The most modern Athens can be seen from there, buildings like the Bios, a former industrial structure of the Bauhaus where you can see alternative art exhibitions and its terrace with the best views of the Acropolis at night.
Theatres, cinemas, exhibition halls, old neoclassical palaces converted into multi-purpose spaces. All this and more can be found in the little streets around the Gazi and Ceramic Quarter, a part of Athens where renewal changes the urban landscape every day.
THISSIO SUBWAY L1
KERAMIKOS SUBWAY L3
AT THE TERRACES OF ANAFIOTIKA’S TAVERNS
To take a break without losing the essence of Athens, what better way to do so than at the base of the Acropolis. Perhaps the best way to do so is in one of those typical Greek taverns among the narrow streets and stairways of one of the city’s most unique and picturesque neighbourhoods.
Anafiotika is a neighbourhood that lies above the Plaka district with its narrow streets, houses and churches climbing up the slopes of the Acropolis hill.
It was built in the 19th century by a population of labourers who came to Athens from Anafi, one of the Cycladic islands, to participate in King Otho’s Royal Palace.
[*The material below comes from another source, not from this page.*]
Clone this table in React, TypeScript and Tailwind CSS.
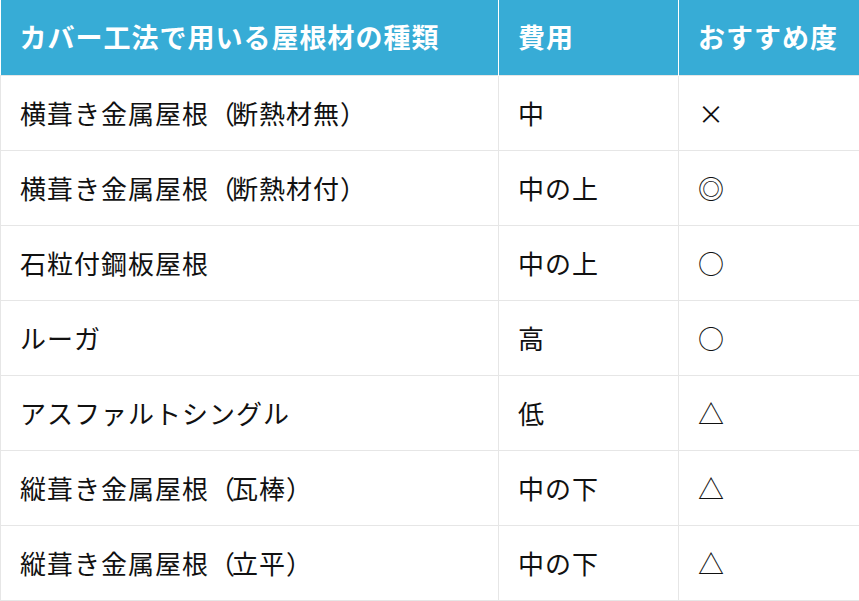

It was long thought that the houses built on the rocky slopes of the Acropolis damaged the image of the sacred site, but today it is one of the most picturesque and characterful neighbourhoods in Athens.
This group of workers arrived from a Cycladic island meant that the construction style resembled the architecture so characteristic of the Aegean islands. Narrow streets with cobblestone floors, single-storey white houses adorned with potted plants make it look like a typical island village.
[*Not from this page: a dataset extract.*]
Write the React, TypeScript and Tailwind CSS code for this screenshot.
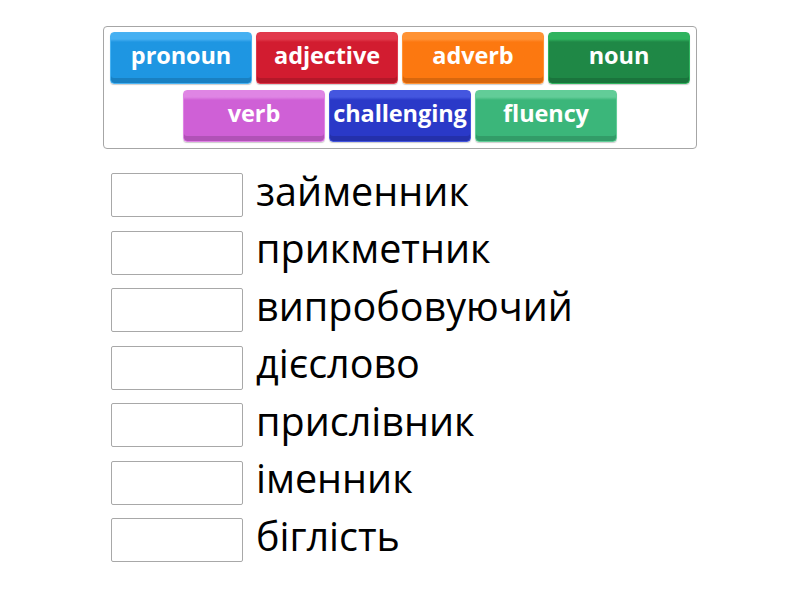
import React from "react";

const tiles = [
  { t: "pronoun", c: "border-[#48b2f2] from-[#45b0f2] to-[#1e96e2]" },
  { t: "adjective", c: "border-[#e0384b] from-[#e2394c] to-[#d21c30]" },
  { t: "adverb", c: "border-[#ff9233] from-[#ff9233] to-[#fc7810]" },
  { t: "noun", c: "border-[#2fb35e] from-[#2fb35e] to-[#1f8846]" },
  { t: "verb", c: "border-[#df85e4] from-[#df85e4] to-[#cf60d6]" },
  { t: "challenging", c: "border-[#4456df] from-[#4456df] to-[#2a39c8]" },
  { t: "fluency", c: "border-[#62cd98] from-[#62cd98] to-[#3bb67a]" },
];

const answers = [
  "займенник",
  "прикметник",
  "випробовуючий",
  "дієслово",
  "прислівник",
  "іменник",
  "біглість",
];

export default function App() {
  return (
    <div className="w-[800px] h-[600px] bg-white" style={{ fontFamily: '"Open Sans", sans-serif' }}>
      <div className="w-[594px] mx-auto pt-[26px]">
        <div className="border border-[#a6a6a6] rounded-[4px] px-[6px] pt-[5px] pb-[6px] flex flex-wrap justify-center gap-x-[4px] gap-y-[6px]">
          {tiles.map((x) => (
            <div
              key={x.t}
              className={`w-[142px] h-[52px] rounded-[4px] border bg-linear-to-b from-[12%] to-[18%] shadow-[inset_0_-5px_0_rgba(0,0,0,0.14),0_1px_1px_rgba(0,0,0,0.2)] flex items-center justify-center pb-[5px] text-white font-bold text-[23.5px] tracking-[-0.1px] ${x.c}`}
            >
              {x.t}
            </div>
          ))}
        </div>
        <div className="pl-[8px] pt-[24px] flex flex-col gap-[13.5px]">
          {answers.map((a) => (
            <div key={a} className="flex items-start gap-[13px]">
              <div className="w-[132px] h-[44px] border border-[#a8a8a8] rounded-[2px] bg-white shrink-0" />
              <div className="text-[39.5px] leading-[44px] text-black mt-[-4.5px] whitespace-nowrap">{a}</div>
            </div>
          ))}
        </div>
      </div>
    </div>
  );
}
Some of the streets are pure stairs to access the streets above the rock. On these stairs, you will find the most picturesque and romantic taverns of the city, especially at night when their tables are decorated with candles, where you can sit and enjoy typical Greek drinks and relax and watch the world go by.
You can’t miss the opportunity to sit on one of these terraces, in one of the most picturesque neighbourhoods, to feel how the people and the gods mingle in the little streets full of whitewashed houses.